Così un bel giorno si fa assumere in un aeroporto, ruba un aereo e, mentre sorvola l’amabile sobborgo di Shepperton, precipita. Rimane dieci minti sott’acqua, ma ne riemerge vivo. Estremamente vivo: è diventato un dio. Comincia a sognare. Nei suoi sogni diventa un enorme uccello e trasforma tutti gli abitanti di Shepperton in volatili. Sogna il secondo elemento: tutti pesci. Poi tocca agli animali della terra. Blake si identifica con il cuore pulsante della natura.

È un dio pagano e famelico d’amore, che vuole unirsi carnalmente e misticamente con tutti gli abitanti del paesino. E quanto farà, senza fare distinzioni di sesso ed età, contemplando nei propri appetiti minerali, animali e vegetali, malati e gagliardi. Farà di più: in un finale, libidico sacrificio di sé, donerà ai suoi adoratori la propria vita eterna. Questo assurdo apologo religioso in chiave grottesca è opera di uno dei più grandi scrittori di fantascienza e di fantastico del mondo.
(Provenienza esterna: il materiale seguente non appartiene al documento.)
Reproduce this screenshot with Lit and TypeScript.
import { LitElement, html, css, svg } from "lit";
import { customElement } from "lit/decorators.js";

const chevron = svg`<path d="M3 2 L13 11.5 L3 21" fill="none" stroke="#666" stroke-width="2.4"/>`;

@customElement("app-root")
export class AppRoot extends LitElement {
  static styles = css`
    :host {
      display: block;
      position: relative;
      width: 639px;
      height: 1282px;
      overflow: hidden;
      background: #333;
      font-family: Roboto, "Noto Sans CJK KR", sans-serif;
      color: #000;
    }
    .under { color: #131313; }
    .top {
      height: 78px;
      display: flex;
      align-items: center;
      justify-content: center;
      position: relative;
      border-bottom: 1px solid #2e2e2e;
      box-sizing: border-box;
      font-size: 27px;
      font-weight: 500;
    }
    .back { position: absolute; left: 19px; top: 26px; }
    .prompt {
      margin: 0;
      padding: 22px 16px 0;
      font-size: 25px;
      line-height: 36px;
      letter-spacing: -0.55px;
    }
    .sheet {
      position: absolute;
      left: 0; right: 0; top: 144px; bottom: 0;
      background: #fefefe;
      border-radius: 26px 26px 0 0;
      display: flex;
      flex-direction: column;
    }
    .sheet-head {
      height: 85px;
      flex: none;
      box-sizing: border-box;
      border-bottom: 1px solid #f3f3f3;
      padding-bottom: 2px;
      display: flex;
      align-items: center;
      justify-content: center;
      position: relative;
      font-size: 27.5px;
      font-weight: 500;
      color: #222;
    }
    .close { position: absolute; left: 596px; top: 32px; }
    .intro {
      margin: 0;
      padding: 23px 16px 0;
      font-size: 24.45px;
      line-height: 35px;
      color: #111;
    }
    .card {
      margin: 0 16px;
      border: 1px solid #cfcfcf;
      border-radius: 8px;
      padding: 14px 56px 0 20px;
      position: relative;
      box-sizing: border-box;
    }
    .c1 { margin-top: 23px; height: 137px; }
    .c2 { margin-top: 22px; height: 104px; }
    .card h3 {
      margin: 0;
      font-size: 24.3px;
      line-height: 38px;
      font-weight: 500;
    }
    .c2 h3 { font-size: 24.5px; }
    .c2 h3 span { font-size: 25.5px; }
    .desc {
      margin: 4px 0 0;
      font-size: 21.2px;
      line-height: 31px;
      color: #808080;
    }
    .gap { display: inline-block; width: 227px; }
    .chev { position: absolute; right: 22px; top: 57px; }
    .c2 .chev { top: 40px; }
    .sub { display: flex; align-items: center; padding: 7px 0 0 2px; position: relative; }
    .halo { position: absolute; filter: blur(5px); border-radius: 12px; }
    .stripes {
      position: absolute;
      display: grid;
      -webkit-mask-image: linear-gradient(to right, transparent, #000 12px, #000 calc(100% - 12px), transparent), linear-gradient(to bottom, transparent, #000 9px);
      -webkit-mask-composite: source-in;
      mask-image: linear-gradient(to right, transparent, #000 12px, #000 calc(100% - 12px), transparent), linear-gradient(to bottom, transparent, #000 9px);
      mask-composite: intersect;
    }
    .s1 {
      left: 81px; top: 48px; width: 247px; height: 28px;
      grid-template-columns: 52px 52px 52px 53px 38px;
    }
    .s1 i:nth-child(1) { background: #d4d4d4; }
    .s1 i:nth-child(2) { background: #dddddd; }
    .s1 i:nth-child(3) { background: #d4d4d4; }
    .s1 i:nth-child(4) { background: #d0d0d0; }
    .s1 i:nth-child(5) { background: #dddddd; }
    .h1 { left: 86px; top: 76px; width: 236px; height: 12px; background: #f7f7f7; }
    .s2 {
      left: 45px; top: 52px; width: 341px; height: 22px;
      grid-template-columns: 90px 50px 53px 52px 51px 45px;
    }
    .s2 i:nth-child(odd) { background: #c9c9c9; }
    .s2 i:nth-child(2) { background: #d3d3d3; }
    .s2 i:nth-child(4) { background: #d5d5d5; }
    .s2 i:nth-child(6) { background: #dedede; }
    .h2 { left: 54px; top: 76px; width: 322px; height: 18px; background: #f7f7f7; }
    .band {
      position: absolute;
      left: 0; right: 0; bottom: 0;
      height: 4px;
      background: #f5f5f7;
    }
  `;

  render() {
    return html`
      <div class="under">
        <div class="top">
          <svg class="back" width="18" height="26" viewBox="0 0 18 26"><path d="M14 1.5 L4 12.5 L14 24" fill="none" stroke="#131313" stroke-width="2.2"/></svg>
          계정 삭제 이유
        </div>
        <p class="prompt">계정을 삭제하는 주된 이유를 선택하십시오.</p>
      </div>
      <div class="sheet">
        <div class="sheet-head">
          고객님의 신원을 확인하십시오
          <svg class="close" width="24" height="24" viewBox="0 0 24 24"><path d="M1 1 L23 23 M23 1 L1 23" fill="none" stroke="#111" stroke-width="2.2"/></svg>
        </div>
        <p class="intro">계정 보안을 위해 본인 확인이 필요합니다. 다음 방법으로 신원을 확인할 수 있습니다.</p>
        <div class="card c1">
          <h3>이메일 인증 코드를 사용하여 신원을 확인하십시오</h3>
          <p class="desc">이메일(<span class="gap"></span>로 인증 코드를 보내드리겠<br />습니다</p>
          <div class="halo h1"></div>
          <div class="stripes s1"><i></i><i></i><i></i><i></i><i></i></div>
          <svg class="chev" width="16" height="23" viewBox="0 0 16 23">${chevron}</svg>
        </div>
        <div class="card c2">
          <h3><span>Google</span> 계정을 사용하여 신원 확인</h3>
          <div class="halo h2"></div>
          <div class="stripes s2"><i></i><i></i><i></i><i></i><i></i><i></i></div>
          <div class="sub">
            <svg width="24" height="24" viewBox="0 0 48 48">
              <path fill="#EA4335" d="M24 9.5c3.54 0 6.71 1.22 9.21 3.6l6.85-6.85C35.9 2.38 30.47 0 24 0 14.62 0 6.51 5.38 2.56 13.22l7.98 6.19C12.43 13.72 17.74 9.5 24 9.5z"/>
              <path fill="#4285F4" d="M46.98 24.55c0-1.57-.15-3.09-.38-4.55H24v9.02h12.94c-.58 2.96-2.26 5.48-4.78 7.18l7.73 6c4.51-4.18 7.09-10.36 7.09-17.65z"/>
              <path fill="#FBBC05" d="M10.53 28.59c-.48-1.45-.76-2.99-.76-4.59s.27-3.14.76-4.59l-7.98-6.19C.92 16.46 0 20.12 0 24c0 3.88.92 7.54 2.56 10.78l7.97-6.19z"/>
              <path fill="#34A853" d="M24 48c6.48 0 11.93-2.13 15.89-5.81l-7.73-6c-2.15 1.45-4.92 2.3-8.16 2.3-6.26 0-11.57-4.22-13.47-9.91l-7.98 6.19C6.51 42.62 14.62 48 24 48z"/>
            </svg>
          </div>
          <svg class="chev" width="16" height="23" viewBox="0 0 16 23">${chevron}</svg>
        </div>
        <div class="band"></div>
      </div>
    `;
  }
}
Un lavoro stravagante e eccentrico, sebbene pienamente ascrivibile alla sfera più genuina delle tematiche ballardiane. Ballard, infatti, si inserisce nella storia del genere fantascientifico, rompendo le consuetudini del genere stesso: non gli interessano spazi esterni e oggettivi, reali o fantasiosi che siano; il mondo che Ballard esplora è quello interno, dell’anima. I suoi strumenti sono sì scientifici, ma la scienza è quella nata dal gabinetto della psicanalisi, ed esperita nei laboratori letterari del surrealismo. È Ballard stesso a rendere noti questi debiti. In particolare, è per lui fondamentale l’esperienza e l’ammaestramento di William Burroughs.
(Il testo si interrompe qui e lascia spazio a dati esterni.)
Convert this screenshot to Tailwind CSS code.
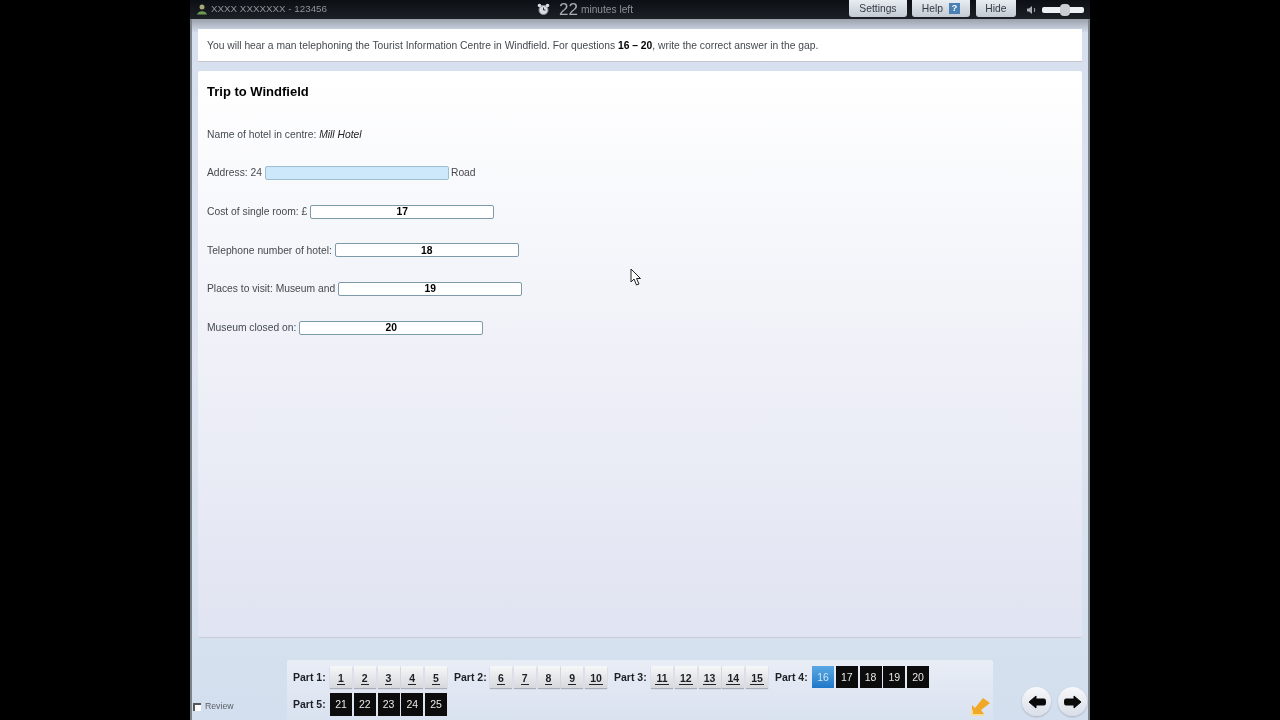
<!DOCTYPE html>
<html lang="en">
<head>
    <meta charset="UTF-8">
    <title>Trip to Windfield</title>
    <script src="https://cdn.jsdelivr.net/npm/@tailwindcss/browser@4"></script>
</head>
<body class="bg-black overflow-hidden font-['Liberation_Sans',Arial,sans-serif]">
<div class="relative w-[900px] h-[720px] ml-[190px] flex flex-col border-l-2 border-r-2 border-[#7d838c] bg-gradient-to-b from-[#d5dfee] via-[#dfe5f2] to-[#d3dfee] blur-[0.35px]">

    <!-- Top bar -->
    <div class="h-[19px] shrink-0 -mx-[2px] flex items-center bg-gradient-to-b from-[#0c0f14] to-[#1d2127] text-[#8d939b] text-[9.8px]">
        <svg class="ml-[7px] mr-[4px]" width="10" height="11" viewBox="0 0 10 11"><circle cx="5" cy="3" r="2.5" fill="#a5a878"/><path d="M0 10.5 C1 6 9 6 10 10.5Z" fill="#6f9a52"/></svg>
        <span class="w-[326px] whitespace-nowrap">XXXX XXXXXXX - 123456</span>
        <svg width="13" height="13" viewBox="0 0 13 13"><circle cx="6.5" cy="7" r="4.5" fill="#d7dde3" stroke="#8d939b"/><circle cx="2.5" cy="2.5" r="1.8" fill="#d7dde3"/><circle cx="10.5" cy="2.5" r="1.8" fill="#d7dde3"/><path d="M6.5 4.5V7H8.500" stroke="#333" fill="none"/></svg>
        <span class="ml-[9px] text-[17px] leading-none text-[#a7adb4]">22</span>
        <span class="ml-[3px] text-[10.2px] w-[268px]">minutes left</span>
        <div class="h-[17px] -mt-[2px] w-[58px] mr-[5px] rounded-b-[3px] bg-gradient-to-b from-[#e8edf2] to-[#c3cad3] text-[#343a42] text-[10.3px] flex items-center justify-center">Settings</div>
        <div class="h-[17px] -mt-[2px] w-[58px] mr-[6px] rounded-b-[3px] bg-gradient-to-b from-[#e8edf2] to-[#c3cad3] text-[#343a42] text-[10.3px] flex items-center justify-center gap-[6px]">Help<span class="w-[11px] h-[11px] bg-[#4a80b4] text-white text-[9px] font-bold leading-[11px] text-center">?</span></div>
        <div class="h-[17px] -mt-[2px] w-[40px] rounded-b-[3px] bg-gradient-to-b from-[#e8edf2] to-[#c3cad3] text-[#343a42] text-[10.3px] flex items-center justify-center">Hide</div>
        <svg class="ml-[11px]" width="10" height="10" viewBox="0 0 10 10"><path d="M0 3.5H2L5 1V9L2 6.500H0Z" fill="#a9afb6"/><path d="M7 3C8 4 8 6 7 7" stroke="#a9afb6" fill="none"/></svg>
        <div class="relative ml-[5px] w-[42px] h-[6px] bg-[#eef1f4] rounded-[2px]">
            <div class="absolute left-[18px] -top-[3px] w-[10px] h-[12px] rounded-[4px] bg-[#c9ced3]"></div>
        </div>
    </div>

    <div class="flex-1 flex flex-col px-[6px] pt-[10px] bg-gradient-to-b from-[#9aa1ab] from-0% to-transparent to-[2%]">
        <!-- Instructions -->
        <div class="h-[33px] shrink-0 flex items-center pl-[9px] pt-[2px] bg-white border-b border-[#c6c3cb] text-[10.3px] text-[#444a50]">
            <p>You will hear a man telephoning the Tourist Information Centre in Windfield. For questions <b class="text-black">16 – 20</b>, write the correct answer in the gap.</p>
        </div>

        <!-- Question panel -->
        <div class="h-[567px] shrink-0 mt-[9px] pl-[9px] pt-[14px] rounded-[2px] bg-gradient-to-b from-white to-[#e0e3f1] border-b border-[#c9cbd8] text-[10.3px] text-[#444a50]">
            <h1 class="text-[13px] leading-[14px] font-bold text-black">Trip to Windfield</h1>
            <div class="mt-[29px] h-[14px] flex items-center">Name of hotel in centre:&nbsp;<i class="text-[#222]">Mill Hotel</i></div>
            <div class="mt-[23.75px] h-[14px] flex items-center">Address: 24
                <span class="ml-[3px] mr-[2px] w-[184px] h-[14px] bg-[#cde8fb] border border-[#9cc0d0] rounded-[2px]"></span>Road</div>
            <div class="mt-[24.75px] h-[14px] flex items-center">Cost of single room: £
                <span class="ml-[3px] mr-[2px] w-[184px] h-[14px] bg-white border border-[#7d9aa8] rounded-[2px] flex items-center justify-center font-bold text-black">17</span></div>
            <div class="mt-[24.75px] h-[14px] flex items-center">Telephone number of hotel:
                <span class="ml-[3px] mr-[2px] w-[184px] h-[14px] bg-white border border-[#7d9aa8] rounded-[2px] flex items-center justify-center font-bold text-black">18</span></div>
            <div class="mt-[24.75px] h-[14px] flex items-center">Places to visit: Museum and
                <span class="ml-[3px] mr-[2px] w-[184px] h-[14px] bg-white border border-[#7d9aa8] rounded-[2px] flex items-center justify-center font-bold text-black">19</span></div>
            <div class="mt-[24.75px] h-[14px] flex items-center">Museum closed on:
                <span class="ml-[3px] mr-[2px] w-[184px] h-[14px] bg-white border border-[#7d9aa8] rounded-[2px] flex items-center justify-center font-bold text-black">20</span></div>
        </div>

        <!-- Bottom -->
        <div class="flex-1 flex items-end relative">
            <div class="w-[89px] h-[24px] shrink-0 flex items-center text-[8.7px] text-[#5a6068] -ml-[6px] mb-[1px]">
                <span class="w-[8px] h-[8px] ml-[1px] mr-[4px] border-l-2 border-t-2 border-[#555] bg-white"></span>Review
            </div>
            <div class="ml-[6px] w-[706px] h-[60px] bg-gradient-to-b from-[#e9edf6] to-[#d9e2f0] rounded-t-[3px] pt-[6px] pl-[6px] text-[10.5px] font-bold text-[#1c1f24]">
                <div class="flex items-center h-[22px]">
                    <span class="w-[37px] pt-[1px]">Part 1:</span>
                    <div class="flex gap-[1.750px]">
                        <span class="w-[22px] h-[22px] pt-[3px] flex justify-center items-center bg-gradient-to-b from-[#f6f7f8] to-[#d6d8dc] shadow-[0_1px_1px_#a9adb5]"><span class="px-[1px] border-b-[1.5px] border-[#222] leading-[12px]">1</span></span>
                        <span class="w-[22px] h-[22px] pt-[3px] flex justify-center items-center bg-gradient-to-b from-[#f6f7f8] to-[#d6d8dc] shadow-[0_1px_1px_#a9adb5]"><span class="px-[1px] border-b-[1.5px] border-[#222] leading-[12px]">2</span></span>
                        <span class="w-[22px] h-[22px] pt-[3px] flex justify-center items-center bg-gradient-to-b from-[#f6f7f8] to-[#d6d8dc] shadow-[0_1px_1px_#a9adb5]"><span class="px-[1px] border-b-[1.5px] border-[#222] leading-[12px]">3</span></span>
                        <span class="w-[22px] h-[22px] pt-[3px] flex justify-center items-center bg-gradient-to-b from-[#f6f7f8] to-[#d6d8dc] shadow-[0_1px_1px_#a9adb5]"><span class="px-[1px] border-b-[1.5px] border-[#222] leading-[12px]">4</span></span>
                        <span class="w-[22px] h-[22px] pt-[3px] flex justify-center items-center bg-gradient-to-b from-[#f6f7f8] to-[#d6d8dc] shadow-[0_1px_1px_#a9adb5]"><span class="px-[1px] border-b-[1.5px] border-[#222] leading-[12px]">5</span></span>
                    </div>
                    <span class="ml-[7px] w-[36px] pt-[1px]">Part 2:</span>
                    <div class="flex gap-[1.750px]">
                        <span class="w-[22px] h-[22px] pt-[3px] flex justify-center items-center bg-gradient-to-b from-[#f6f7f8] to-[#d6d8dc] shadow-[0_1px_1px_#a9adb5]"><span class="px-[1px] border-b-[1.5px] border-[#222] leading-[12px]">6</span></span>
                        <span class="w-[22px] h-[22px] pt-[3px] flex justify-center items-center bg-gradient-to-b from-[#f6f7f8] to-[#d6d8dc] shadow-[0_1px_1px_#a9adb5]"><span class="px-[1px] border-b-[1.5px] border-[#222] leading-[12px]">7</span></span>
                        <span class="w-[22px] h-[22px] pt-[3px] flex justify-center items-center bg-gradient-to-b from-[#f6f7f8] to-[#d6d8dc] shadow-[0_1px_1px_#a9adb5]"><span class="px-[1px] border-b-[1.5px] border-[#222] leading-[12px]">8</span></span>
                        <span class="w-[22px] h-[22px] pt-[3px] flex justify-center items-center bg-gradient-to-b from-[#f6f7f8] to-[#d6d8dc] shadow-[0_1px_1px_#a9adb5]"><span class="px-[1px] border-b-[1.5px] border-[#222] leading-[12px]">9</span></span>
                        <span class="w-[22px] h-[22px] pt-[3px] flex justify-center items-center bg-gradient-to-b from-[#f6f7f8] to-[#d6d8dc] shadow-[0_1px_1px_#a9adb5]"><span class="px-[1px] border-b-[1.5px] border-[#222] leading-[12px]">10</span></span>
                    </div>
                    <span class="ml-[7px] w-[37px] pt-[1px]">Part 3:</span>
                    <div class="flex gap-[1.750px]">
                        <span class="w-[22px] h-[22px] pt-[3px] flex justify-center items-center bg-gradient-to-b from-[#f6f7f8] to-[#d6d8dc] shadow-[0_1px_1px_#a9adb5]"><span class="px-[1px] border-b-[1.5px] border-[#222] leading-[12px]">11</span></span>
                        <span class="w-[22px] h-[22px] pt-[3px] flex justify-center items-center bg-gradient-to-b from-[#f6f7f8] to-[#d6d8dc] shadow-[0_1px_1px_#a9adb5]"><span class="px-[1px] border-b-[1.5px] border-[#222] leading-[12px]">12</span></span>
                        <span class="w-[22px] h-[22px] pt-[3px] flex justify-center items-center bg-gradient-to-b from-[#f6f7f8] to-[#d6d8dc] shadow-[0_1px_1px_#a9adb5]"><span class="px-[1px] border-b-[1.5px] border-[#222] leading-[12px]">13</span></span>
                        <span class="w-[22px] h-[22px] pt-[3px] flex justify-center items-center bg-gradient-to-b from-[#f6f7f8] to-[#d6d8dc] shadow-[0_1px_1px_#a9adb5]"><span class="px-[1px] border-b-[1.5px] border-[#222] leading-[12px]">14</span></span>
                        <span class="w-[22px] h-[22px] pt-[3px] flex justify-center items-center bg-gradient-to-b from-[#f6f7f8] to-[#d6d8dc] shadow-[0_1px_1px_#a9adb5]"><span class="px-[1px] border-b-[1.5px] border-[#222] leading-[12px]">15</span></span>
                    </div>
                    <span class="ml-[7px] w-[37px] pt-[1px]">Part 4:</span>
                    <div class="flex gap-[1.750px] text-[#e8e8e8]">
                        <span class="w-[22px] h-[22px] pt-[1px] flex justify-center items-center bg-gradient-to-b from-[#5aa9e4] to-[#1f78c8] text-[#cfe6f7] font-normal">16</span>
                        <span class="w-[22px] h-[22px] pt-[1px] flex justify-center items-center bg-[#0c0c0c] font-normal">17</span>
                        <span class="w-[22px] h-[22px] pt-[1px] flex justify-center items-center bg-[#0c0c0c] font-normal">18</span>
                        <span class="w-[22px] h-[22px] pt-[1px] flex justify-center items-center bg-[#0c0c0c] font-normal">19</span>
                        <span class="w-[22px] h-[22px] pt-[1px] flex justify-center items-center bg-[#0c0c0c] font-normal">20</span>
                    </div>
                </div>
                <div class="flex items-center h-[23px] mt-[5px]">
                    <span class="w-[37px]">Part 5:</span>
                    <div class="flex gap-[1.750px] text-[#e8e8e8]">
                        <span class="w-[22px] h-[23px] flex justify-center items-center bg-[#0c0c0c] font-normal">21</span>
                        <span class="w-[22px] h-[23px] flex justify-center items-center bg-[#0c0c0c] font-normal">22</span>
                        <span class="w-[22px] h-[23px] flex justify-center items-center bg-[#0c0c0c] font-normal">23</span>
                        <span class="w-[22px] h-[23px] flex justify-center items-center bg-[#0c0c0c] font-normal">24</span>
                        <span class="w-[22px] h-[23px] flex justify-center items-center bg-[#0c0c0c] font-normal">25</span>
                    </div>
                </div>
            </div>
        </div>
    </div>

    <!-- Pencil, arrows and pointer sit over the page -->
    <svg class="absolute left-[779px] top-[697px]" width="20" height="20" viewBox="0 0 20 20"><path d="M1 8 L4 11 L12 1 L19 6 L10 13 L13 17 L1 18Z" fill="#f0a826"/><path d="M1 13V18H13" stroke="#f7dc9a" stroke-width="2" fill="none"/></svg>
    <div class="absolute left-[830px] top-[687px] w-[29px] h-[29px] rounded-full bg-gradient-to-b from-[#f7f8fa] to-[#d9dee8] shadow-[0_1px_2px_#a9b0bd] flex items-center justify-center">
        <svg width="18" height="14" viewBox="0 0 18 14"><path d="M1 7 L8 1 V4 H16 Q17.500 4 17.500 5.500 V8.500 Q17.500 10 16 10 H8 V13Z" fill="#0a0a0a" stroke="#0a0a0a" stroke-linejoin="round"/></svg>
    </div>
    <div class="absolute left-[866px] top-[687px] w-[29px] h-[29px] rounded-full bg-gradient-to-b from-[#f7f8fa] to-[#d9dee8] shadow-[0_1px_2px_#a9b0bd] flex items-center justify-center">
        <svg width="18" height="14" viewBox="0 0 18 14"><path d="M17 7 L10 1 V4 H2 Q0.500 4 0.500 5.500 V8.500 Q0.500 10 2 10 H10 V13Z" fill="#0a0a0a" stroke="#0a0a0a" stroke-linejoin="round"/></svg>
    </div>
    <svg class="absolute left-[438px] top-[268px]" width="12" height="19" viewBox="0 0 12 19"><path d="M1 1 V14 L4 11 L6.500 17 L9 16 L6.500 10.500 H10.500Z" fill="#fff" stroke="#222" stroke-width="1"/></svg>
</div>
</body>
</html>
Ballard ha alle spalle la distorta epica psichedelica, l’armamentario di lapsus, cut up, giochi di parole, provocazioni psichiche congegnate dal maestro beatnik al fine di rivelare e mettere a nudo le profondità più torbide e spaventose dell’inconscio. Quando Burroughs scrive il Pasto nudo (nudo, appunto), la rottura è totalmente consumata: Kerouac, che ha scelto per il romanzo del compagno di lavoro questo titolo, sa che il mestiere dello scrittore è mettere in rilievo la parte più cruda delle cose; lo scrittore è per lui uno che guarda in faccia quello che mangia, buono o cattivo, profumato o disgustoso che sia questo nutrimento.

In effetti nessuno ha mai detto che l’anima sia una farfallina gentile. Sant’Antonio aveva più a che fare con demoni ributtanti e cattivi odori, che con angeli; perfino le bellissime e volatili visioni di Paolo di Tarso lasciavano sconvolto più che edificato il loro attore. Ballard non è un mistico, ma fa il suo serio lavoro e va fino in fondo. Esplora se stesso, si scarnifica e rivolta. Quello che trova è il nudo e il crudo della propria natura e dei propri desideri: un mostro, insomma. Scopre, con Freud, la propria sessualità e il mostruoso, concretistico, modo di concepirla.

Ballard inventa un dio che non ce la fa più a essere tale. Un dio che, in luogo di godere e far godere, deve cristianamente convertire, sanare, crescere e moltiplicarsi. È la differenza fra il libidinoso e sterile Dioniso, e l’algida, ma socialmente produttiva agape dei cristiani. Ballard osserva se stesso in tutta la propria nudità e scopre l’impossibilità di una innocenza divina per sempre perduta, divenuta perversione sessuale e cattivi odori, sporcizia e crimine maniacale. È la fine di quello stato eterno di libertà e felicità umana che la cultura e la civiltà hanno trasformato in un eterno sogno impossibile, in generale, e che, nello specifico della nostra storia recente, coincide con il grande sogno, suicidatosi negli anni Ottanta, dell’era hippy e contestataria, del sesso libero e della liberazione dell’uomo.

L’allegra compagnia del sogno è insieme un libro importante e un affare integralmente disgustoso. Trascinati dalla corrosiva ironia, dal fascino enorme del suo linguaggio, dalle ridanciane e ossessive provocazioni seguiamo Ballard fino a provare orrore di noi stessi. Leggere L’allegra compagnia del sogno potrebbe significare mettere alla prova la capacità di guardare le proprie disgustose e frustate interiorità. Perché in Italia il romanzo di Ballard è uscito con quasi trenta anni di ritardo?

Forse, ai tempi, qualcuno dubitava che la nostra cultura fosse capace di tanto coraggio introspettivo. Ora, nella società del quotidiano e spettacolare orrore globale, questa aberrazione, rimossa, ritorna incontrollata e normale al punto tale da lasciarci indifferenti e complici. E, certo, questo libro, troppo preoccupato a provocare, ideato attorno a un personaggio che non riesce a creare identificazione, nel suo sfoggio brillante di effetti psicotici speciali, non è più in grado di impressionare la nostra assuefazione al delirio.